### Given request:
Identify the lines in the data below that contain "Write" and give only how many there are.

====== Data supplied ======

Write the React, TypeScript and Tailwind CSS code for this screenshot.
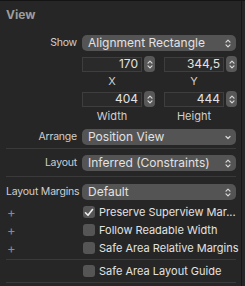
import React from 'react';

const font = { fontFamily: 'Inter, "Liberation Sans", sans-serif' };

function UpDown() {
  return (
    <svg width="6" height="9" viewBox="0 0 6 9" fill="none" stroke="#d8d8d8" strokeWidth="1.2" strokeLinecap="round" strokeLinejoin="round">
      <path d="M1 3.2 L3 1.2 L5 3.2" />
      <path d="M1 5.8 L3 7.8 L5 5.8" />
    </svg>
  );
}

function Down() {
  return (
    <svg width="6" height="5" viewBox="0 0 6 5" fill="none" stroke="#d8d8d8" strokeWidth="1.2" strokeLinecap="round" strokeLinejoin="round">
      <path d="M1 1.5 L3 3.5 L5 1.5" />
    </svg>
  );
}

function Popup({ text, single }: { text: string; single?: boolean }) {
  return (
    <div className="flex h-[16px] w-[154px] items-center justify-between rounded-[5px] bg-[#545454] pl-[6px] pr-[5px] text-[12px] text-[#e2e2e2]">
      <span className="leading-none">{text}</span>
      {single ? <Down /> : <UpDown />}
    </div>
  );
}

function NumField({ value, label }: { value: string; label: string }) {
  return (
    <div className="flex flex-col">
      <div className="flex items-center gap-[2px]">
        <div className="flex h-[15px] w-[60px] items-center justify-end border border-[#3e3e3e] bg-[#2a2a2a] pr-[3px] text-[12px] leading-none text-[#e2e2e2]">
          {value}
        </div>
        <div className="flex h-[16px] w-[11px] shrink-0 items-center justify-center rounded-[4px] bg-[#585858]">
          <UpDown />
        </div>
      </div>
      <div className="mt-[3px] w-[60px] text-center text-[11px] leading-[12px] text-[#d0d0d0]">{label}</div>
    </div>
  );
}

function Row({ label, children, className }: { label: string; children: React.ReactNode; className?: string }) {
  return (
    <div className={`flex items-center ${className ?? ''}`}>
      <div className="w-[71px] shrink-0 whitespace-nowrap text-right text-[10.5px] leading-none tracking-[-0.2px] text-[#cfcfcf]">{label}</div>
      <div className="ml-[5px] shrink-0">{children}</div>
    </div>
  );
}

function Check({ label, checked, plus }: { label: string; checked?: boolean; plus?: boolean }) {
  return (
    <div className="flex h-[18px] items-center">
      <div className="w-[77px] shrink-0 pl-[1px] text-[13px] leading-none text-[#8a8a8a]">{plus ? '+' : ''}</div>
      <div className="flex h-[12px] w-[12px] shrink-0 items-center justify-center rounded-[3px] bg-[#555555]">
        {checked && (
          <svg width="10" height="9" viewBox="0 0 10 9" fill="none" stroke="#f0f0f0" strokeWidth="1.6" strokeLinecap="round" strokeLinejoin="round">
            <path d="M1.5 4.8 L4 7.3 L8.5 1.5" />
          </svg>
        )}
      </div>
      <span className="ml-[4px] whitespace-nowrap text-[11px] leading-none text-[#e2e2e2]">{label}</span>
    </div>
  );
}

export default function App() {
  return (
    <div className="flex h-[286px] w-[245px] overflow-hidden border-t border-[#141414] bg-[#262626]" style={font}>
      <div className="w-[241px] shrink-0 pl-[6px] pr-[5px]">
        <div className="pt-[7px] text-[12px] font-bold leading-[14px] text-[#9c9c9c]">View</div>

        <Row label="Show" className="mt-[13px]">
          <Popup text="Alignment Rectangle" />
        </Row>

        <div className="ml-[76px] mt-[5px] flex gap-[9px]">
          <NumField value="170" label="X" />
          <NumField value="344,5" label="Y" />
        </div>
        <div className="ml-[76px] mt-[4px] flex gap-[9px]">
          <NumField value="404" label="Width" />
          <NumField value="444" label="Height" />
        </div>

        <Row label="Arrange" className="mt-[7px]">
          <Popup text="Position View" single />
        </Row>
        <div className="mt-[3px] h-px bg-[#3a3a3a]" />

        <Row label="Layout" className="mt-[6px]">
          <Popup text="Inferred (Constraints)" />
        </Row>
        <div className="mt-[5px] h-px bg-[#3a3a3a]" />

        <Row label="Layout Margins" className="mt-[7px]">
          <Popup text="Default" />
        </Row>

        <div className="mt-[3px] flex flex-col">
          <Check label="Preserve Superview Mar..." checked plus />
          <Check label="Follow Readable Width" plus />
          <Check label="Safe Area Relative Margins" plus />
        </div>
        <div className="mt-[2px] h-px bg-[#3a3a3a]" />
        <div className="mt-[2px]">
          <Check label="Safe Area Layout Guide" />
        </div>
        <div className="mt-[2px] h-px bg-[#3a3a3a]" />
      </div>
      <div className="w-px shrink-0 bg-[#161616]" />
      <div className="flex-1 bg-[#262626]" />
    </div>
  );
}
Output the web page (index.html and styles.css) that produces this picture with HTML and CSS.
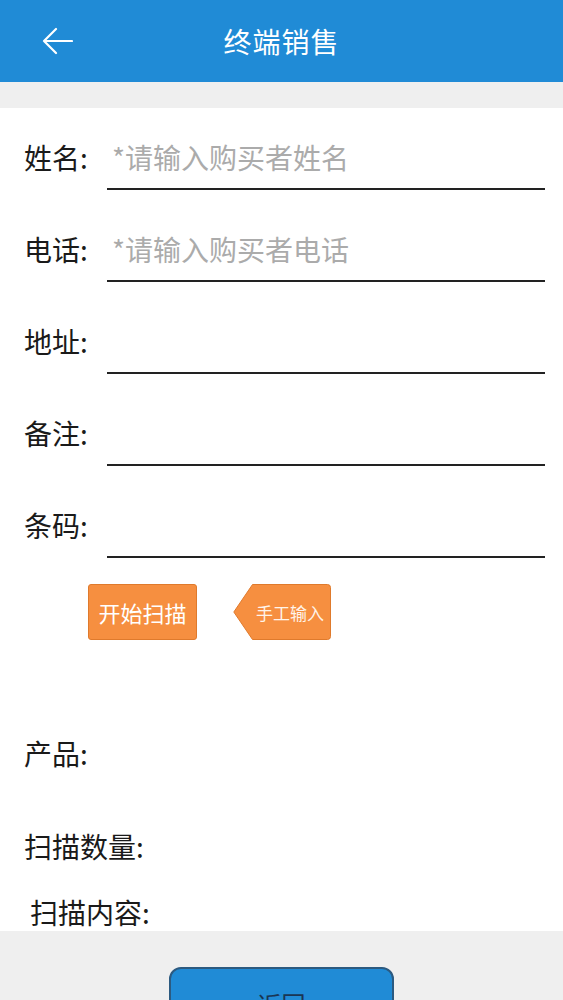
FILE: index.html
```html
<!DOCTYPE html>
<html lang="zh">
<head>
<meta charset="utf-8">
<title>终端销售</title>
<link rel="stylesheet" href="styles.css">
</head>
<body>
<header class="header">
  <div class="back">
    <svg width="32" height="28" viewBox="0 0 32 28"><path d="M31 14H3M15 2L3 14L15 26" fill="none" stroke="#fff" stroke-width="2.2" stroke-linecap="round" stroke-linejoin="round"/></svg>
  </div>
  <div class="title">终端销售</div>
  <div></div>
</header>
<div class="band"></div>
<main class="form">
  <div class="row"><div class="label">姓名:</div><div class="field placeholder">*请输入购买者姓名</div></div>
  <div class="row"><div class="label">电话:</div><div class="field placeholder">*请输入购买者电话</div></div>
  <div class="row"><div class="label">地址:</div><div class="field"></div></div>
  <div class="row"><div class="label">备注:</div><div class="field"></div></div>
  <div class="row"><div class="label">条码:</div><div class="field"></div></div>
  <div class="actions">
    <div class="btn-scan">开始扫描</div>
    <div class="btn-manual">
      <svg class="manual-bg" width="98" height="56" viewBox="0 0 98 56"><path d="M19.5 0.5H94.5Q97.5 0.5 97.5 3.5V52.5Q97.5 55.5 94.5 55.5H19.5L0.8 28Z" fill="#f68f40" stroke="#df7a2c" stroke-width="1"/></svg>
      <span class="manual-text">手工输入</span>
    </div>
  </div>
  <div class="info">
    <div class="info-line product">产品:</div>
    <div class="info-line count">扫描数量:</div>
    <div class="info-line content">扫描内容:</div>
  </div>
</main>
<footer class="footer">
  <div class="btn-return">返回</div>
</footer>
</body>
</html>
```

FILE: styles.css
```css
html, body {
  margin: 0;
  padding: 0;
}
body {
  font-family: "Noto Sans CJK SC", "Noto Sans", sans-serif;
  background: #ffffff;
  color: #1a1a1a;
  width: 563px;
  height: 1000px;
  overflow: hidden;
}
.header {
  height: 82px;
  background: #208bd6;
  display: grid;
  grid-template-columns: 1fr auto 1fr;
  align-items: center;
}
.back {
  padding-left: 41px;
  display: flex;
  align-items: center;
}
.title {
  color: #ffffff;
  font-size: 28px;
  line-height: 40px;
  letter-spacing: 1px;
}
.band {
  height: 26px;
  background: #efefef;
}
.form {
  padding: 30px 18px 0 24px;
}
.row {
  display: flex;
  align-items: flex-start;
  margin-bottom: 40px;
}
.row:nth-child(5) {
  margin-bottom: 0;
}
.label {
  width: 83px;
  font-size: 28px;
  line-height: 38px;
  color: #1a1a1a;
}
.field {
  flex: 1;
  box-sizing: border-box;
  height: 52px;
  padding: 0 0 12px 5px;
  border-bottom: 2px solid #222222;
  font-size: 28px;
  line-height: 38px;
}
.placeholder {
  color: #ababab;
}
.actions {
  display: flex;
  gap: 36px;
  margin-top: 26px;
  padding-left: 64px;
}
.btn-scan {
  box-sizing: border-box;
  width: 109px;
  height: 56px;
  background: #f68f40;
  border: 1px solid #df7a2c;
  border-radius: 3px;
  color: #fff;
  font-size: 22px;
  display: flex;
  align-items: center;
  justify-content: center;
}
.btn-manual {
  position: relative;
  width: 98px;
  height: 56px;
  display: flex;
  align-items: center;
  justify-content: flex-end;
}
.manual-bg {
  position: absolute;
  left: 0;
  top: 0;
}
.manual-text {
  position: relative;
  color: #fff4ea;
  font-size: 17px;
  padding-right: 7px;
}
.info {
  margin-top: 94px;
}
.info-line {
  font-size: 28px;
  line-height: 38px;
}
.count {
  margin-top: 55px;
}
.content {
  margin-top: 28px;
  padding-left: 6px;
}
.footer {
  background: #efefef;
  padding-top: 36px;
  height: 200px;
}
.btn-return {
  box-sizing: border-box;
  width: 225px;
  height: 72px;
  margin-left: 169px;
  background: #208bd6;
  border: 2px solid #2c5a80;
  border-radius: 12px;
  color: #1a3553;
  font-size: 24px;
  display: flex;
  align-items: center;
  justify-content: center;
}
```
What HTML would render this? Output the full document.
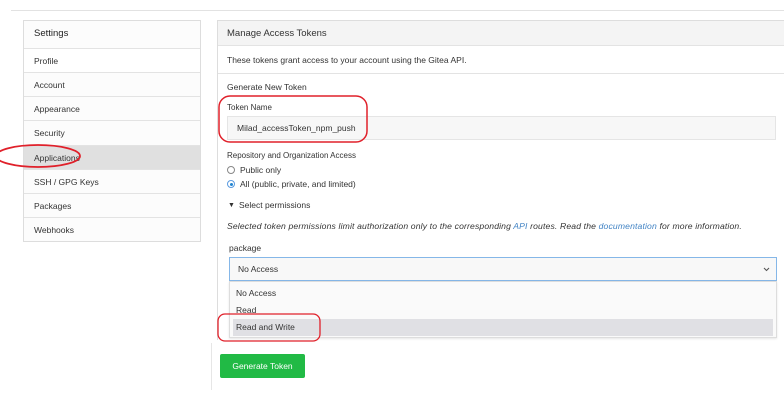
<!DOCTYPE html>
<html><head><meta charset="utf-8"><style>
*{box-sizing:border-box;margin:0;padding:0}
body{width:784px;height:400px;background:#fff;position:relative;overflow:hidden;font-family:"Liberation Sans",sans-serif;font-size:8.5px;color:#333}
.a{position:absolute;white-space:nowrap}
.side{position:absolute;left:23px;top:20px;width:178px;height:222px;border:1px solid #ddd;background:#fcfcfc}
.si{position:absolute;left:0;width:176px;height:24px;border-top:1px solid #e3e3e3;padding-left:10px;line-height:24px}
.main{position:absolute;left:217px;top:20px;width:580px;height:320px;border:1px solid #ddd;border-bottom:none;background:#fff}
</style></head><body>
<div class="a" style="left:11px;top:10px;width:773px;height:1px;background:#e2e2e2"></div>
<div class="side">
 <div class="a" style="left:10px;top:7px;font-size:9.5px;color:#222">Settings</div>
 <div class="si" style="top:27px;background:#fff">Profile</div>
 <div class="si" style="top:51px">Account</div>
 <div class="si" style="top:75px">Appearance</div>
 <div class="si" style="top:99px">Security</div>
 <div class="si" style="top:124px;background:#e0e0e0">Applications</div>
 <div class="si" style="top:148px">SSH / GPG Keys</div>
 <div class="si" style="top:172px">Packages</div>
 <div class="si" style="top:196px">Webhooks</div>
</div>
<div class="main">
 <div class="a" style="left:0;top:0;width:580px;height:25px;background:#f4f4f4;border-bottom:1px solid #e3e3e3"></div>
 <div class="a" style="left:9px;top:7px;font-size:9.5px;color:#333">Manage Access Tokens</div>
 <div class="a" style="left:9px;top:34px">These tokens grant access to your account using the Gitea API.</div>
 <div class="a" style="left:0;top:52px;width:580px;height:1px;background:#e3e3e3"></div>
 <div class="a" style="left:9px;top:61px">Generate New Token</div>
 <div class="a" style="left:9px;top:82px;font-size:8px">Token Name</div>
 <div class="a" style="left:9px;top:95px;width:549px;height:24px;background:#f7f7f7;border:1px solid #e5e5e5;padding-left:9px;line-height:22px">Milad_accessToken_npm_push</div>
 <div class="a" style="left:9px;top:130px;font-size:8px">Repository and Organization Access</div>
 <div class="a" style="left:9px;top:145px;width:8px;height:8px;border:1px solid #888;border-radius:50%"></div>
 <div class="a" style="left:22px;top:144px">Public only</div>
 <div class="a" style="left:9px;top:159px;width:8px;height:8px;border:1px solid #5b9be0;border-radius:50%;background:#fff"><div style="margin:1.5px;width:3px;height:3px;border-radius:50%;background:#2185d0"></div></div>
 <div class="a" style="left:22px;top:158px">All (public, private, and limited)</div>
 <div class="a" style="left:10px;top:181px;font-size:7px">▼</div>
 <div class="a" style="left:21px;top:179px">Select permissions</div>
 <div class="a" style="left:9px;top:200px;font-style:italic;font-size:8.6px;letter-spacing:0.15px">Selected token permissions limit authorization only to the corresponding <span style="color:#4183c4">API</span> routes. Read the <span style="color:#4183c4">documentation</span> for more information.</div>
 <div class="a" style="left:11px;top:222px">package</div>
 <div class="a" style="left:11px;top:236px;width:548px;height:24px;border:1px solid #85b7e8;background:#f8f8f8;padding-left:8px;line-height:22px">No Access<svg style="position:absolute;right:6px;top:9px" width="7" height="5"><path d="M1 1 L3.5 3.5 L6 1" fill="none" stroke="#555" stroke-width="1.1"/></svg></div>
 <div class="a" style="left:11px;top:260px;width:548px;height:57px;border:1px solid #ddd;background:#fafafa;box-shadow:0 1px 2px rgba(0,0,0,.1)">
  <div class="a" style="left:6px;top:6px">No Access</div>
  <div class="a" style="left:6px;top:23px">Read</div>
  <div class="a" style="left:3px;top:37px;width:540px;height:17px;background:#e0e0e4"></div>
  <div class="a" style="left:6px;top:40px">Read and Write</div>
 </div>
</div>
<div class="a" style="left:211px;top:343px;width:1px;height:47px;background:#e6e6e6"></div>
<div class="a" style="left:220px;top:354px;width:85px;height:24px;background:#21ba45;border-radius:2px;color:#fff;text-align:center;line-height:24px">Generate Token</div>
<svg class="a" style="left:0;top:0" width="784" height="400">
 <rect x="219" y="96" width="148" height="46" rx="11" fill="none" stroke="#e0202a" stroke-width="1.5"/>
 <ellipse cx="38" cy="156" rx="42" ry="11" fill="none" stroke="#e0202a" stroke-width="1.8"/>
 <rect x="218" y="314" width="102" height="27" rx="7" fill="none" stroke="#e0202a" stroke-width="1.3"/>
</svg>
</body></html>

======

### Result of the exercise:
2